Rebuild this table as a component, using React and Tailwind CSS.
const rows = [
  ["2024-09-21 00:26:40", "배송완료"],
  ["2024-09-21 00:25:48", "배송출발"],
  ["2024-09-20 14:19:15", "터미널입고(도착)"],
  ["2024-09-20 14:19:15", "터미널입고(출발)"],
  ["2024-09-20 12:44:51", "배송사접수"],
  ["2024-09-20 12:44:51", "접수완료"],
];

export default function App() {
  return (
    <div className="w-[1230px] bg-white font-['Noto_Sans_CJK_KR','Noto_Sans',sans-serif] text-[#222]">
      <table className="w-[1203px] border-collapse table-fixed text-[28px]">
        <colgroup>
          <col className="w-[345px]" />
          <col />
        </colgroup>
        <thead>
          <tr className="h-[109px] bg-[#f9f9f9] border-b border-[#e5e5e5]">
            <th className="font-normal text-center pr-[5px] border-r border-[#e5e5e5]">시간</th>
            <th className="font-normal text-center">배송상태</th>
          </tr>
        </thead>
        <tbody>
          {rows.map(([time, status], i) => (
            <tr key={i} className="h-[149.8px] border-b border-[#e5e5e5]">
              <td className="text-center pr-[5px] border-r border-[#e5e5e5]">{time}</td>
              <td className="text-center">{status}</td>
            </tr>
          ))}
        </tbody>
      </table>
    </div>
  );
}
——
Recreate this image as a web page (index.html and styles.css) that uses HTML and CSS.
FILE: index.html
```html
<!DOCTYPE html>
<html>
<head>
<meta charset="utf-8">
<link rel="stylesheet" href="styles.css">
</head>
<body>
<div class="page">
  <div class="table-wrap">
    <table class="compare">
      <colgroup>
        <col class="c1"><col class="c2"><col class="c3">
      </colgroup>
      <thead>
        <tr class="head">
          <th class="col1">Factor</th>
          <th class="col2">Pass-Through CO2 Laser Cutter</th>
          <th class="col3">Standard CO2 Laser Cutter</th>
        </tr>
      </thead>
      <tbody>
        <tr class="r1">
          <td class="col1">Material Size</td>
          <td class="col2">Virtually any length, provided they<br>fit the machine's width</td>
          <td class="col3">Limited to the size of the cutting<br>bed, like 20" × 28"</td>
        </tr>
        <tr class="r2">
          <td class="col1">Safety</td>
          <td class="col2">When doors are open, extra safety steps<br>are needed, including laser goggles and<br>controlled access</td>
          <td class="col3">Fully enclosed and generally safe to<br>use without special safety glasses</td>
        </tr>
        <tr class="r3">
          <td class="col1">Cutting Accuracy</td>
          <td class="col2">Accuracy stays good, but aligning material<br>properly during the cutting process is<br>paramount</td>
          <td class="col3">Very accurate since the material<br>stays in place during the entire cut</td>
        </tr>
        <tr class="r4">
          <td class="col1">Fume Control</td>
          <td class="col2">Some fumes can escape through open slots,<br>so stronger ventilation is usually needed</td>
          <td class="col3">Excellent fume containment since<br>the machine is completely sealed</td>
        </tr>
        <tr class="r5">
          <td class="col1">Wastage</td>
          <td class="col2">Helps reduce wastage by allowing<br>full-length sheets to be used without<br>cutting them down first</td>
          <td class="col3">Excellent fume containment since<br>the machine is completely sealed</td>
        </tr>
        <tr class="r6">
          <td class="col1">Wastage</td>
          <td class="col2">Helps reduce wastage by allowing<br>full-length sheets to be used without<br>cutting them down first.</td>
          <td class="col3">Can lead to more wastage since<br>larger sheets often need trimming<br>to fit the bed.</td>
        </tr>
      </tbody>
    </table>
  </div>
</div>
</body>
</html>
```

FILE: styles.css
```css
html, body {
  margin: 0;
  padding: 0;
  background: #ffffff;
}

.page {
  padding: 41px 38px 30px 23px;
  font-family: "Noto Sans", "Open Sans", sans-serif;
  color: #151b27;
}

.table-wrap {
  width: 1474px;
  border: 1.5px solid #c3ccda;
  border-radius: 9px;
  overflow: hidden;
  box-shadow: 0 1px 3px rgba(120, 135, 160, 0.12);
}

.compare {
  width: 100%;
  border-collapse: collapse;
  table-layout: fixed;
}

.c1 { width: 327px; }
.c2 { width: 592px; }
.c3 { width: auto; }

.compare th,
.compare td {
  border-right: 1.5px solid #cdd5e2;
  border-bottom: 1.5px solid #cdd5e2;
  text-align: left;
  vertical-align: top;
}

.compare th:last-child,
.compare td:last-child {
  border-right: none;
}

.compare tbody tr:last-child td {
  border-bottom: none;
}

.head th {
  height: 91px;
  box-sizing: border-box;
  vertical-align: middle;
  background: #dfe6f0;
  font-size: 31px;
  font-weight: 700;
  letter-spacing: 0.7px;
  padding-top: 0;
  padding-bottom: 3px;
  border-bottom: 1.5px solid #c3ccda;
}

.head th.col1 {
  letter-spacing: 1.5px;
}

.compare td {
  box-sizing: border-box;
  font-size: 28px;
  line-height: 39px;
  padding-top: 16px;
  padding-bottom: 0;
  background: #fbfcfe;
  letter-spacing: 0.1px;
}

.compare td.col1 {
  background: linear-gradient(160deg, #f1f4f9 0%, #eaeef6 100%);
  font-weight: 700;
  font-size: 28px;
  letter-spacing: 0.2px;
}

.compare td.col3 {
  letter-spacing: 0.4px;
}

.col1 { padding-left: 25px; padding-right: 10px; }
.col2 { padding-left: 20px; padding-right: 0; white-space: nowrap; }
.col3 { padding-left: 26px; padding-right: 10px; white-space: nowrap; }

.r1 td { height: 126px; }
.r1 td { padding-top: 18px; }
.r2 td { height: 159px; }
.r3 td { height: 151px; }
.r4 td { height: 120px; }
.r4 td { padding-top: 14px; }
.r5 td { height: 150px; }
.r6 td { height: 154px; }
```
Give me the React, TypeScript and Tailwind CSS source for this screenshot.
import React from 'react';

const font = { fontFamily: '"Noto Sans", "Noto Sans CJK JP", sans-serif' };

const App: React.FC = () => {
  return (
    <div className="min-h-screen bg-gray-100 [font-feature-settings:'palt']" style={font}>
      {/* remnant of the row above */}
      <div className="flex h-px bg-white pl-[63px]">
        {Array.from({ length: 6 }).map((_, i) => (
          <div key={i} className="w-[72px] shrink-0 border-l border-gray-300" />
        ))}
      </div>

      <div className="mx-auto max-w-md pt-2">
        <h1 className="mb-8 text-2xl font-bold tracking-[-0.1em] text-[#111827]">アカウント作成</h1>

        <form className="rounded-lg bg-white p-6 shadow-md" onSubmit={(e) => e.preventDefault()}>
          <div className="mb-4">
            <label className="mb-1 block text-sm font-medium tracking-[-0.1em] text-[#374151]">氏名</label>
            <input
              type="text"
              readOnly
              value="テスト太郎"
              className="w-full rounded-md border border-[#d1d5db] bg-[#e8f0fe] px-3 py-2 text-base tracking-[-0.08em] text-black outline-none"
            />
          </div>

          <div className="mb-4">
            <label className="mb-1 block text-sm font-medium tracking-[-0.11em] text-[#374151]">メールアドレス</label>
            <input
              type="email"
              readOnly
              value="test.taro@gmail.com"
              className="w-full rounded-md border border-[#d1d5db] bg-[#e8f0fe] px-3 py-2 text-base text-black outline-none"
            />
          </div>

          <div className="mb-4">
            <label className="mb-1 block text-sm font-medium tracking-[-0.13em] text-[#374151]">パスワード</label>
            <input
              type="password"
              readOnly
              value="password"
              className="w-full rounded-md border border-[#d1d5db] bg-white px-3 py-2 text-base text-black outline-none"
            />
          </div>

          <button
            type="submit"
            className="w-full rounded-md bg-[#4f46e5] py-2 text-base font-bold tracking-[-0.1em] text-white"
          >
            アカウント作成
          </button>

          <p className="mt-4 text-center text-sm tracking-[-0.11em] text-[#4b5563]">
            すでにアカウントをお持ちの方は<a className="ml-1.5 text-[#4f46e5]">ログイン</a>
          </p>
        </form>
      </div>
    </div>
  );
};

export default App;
——
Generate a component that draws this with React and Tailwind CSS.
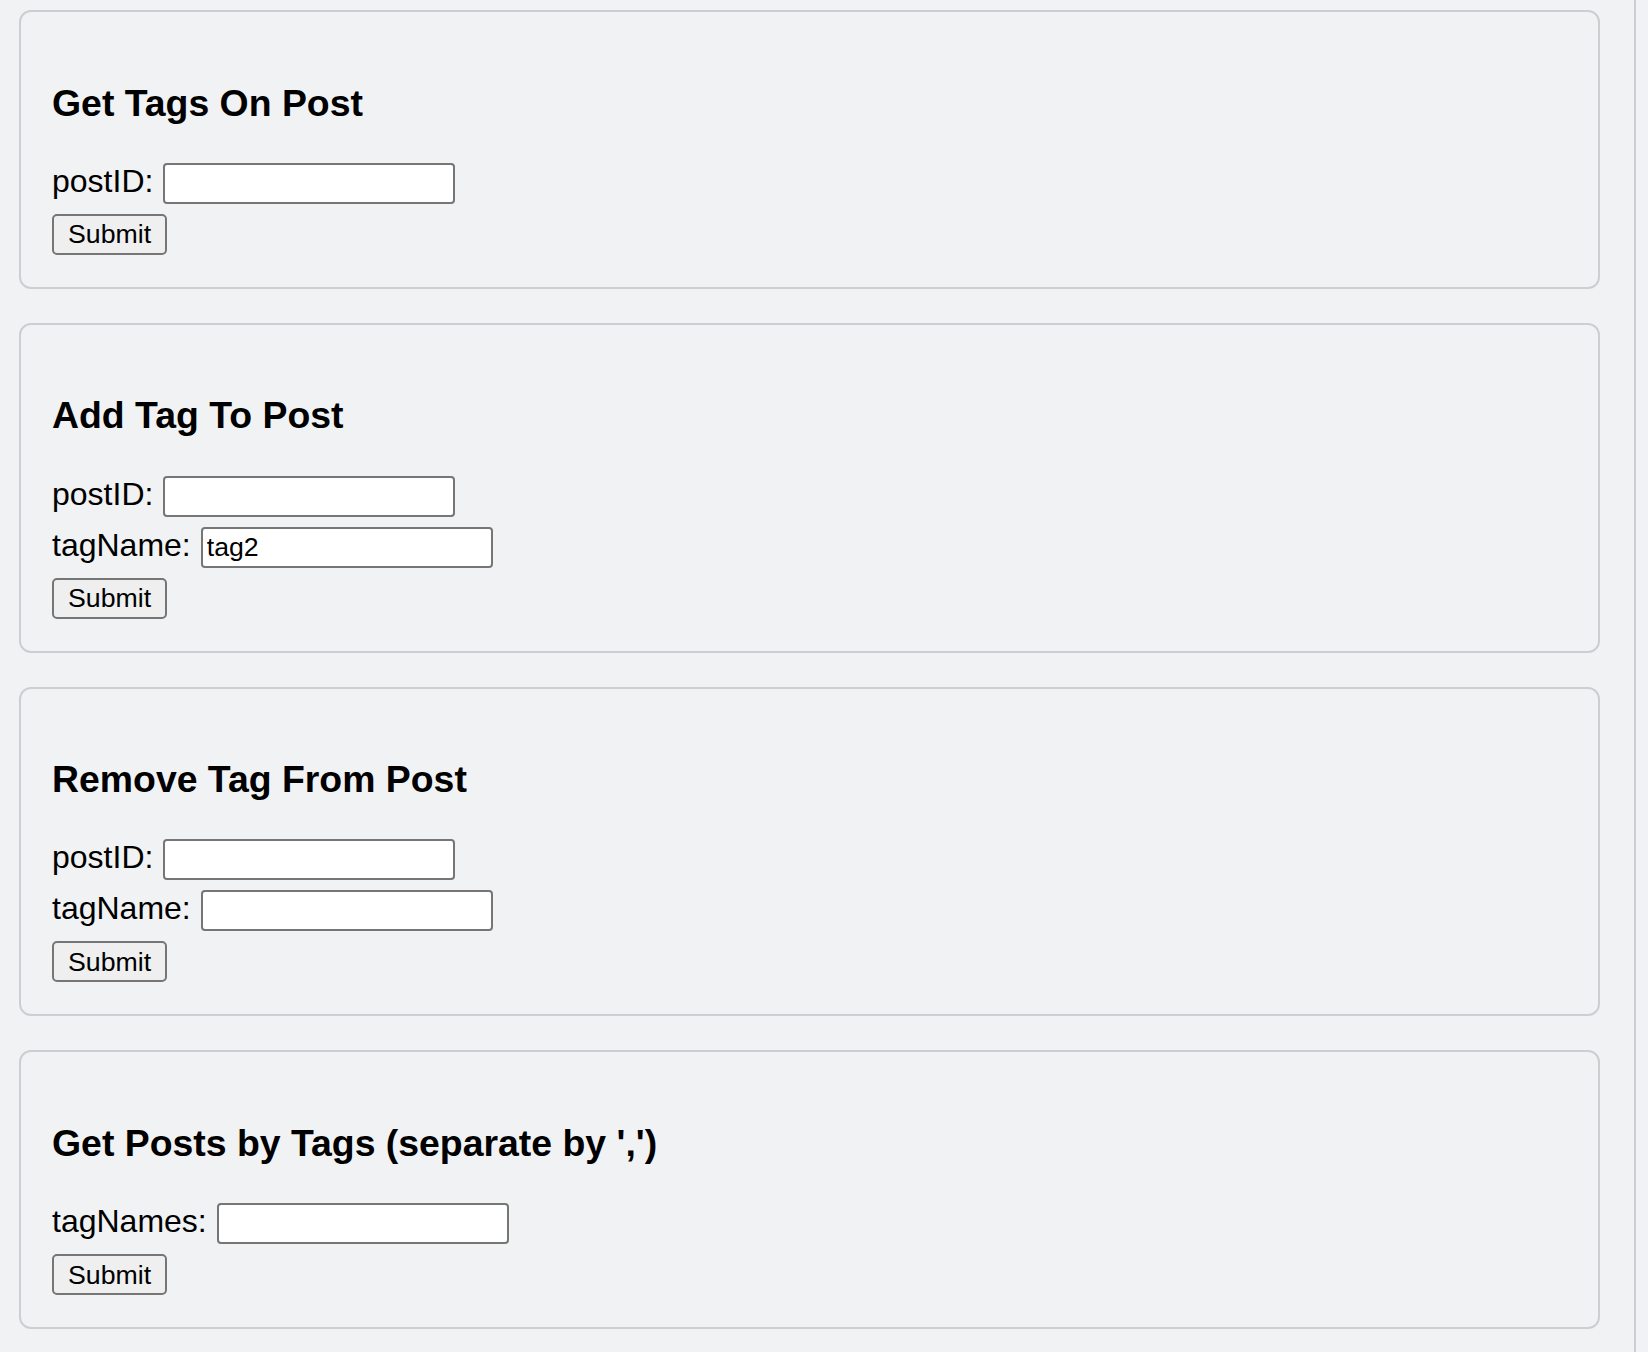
——
◆ WHAT YOU WILL DO: Gather each line holding the string "that".

◆ SOLUTION TO THE EXERCISE:
Recreate this image as a web page (index.html and styles.css) that uses HTML and CSS.
Generate a component that draws this with React and Tailwind CSS.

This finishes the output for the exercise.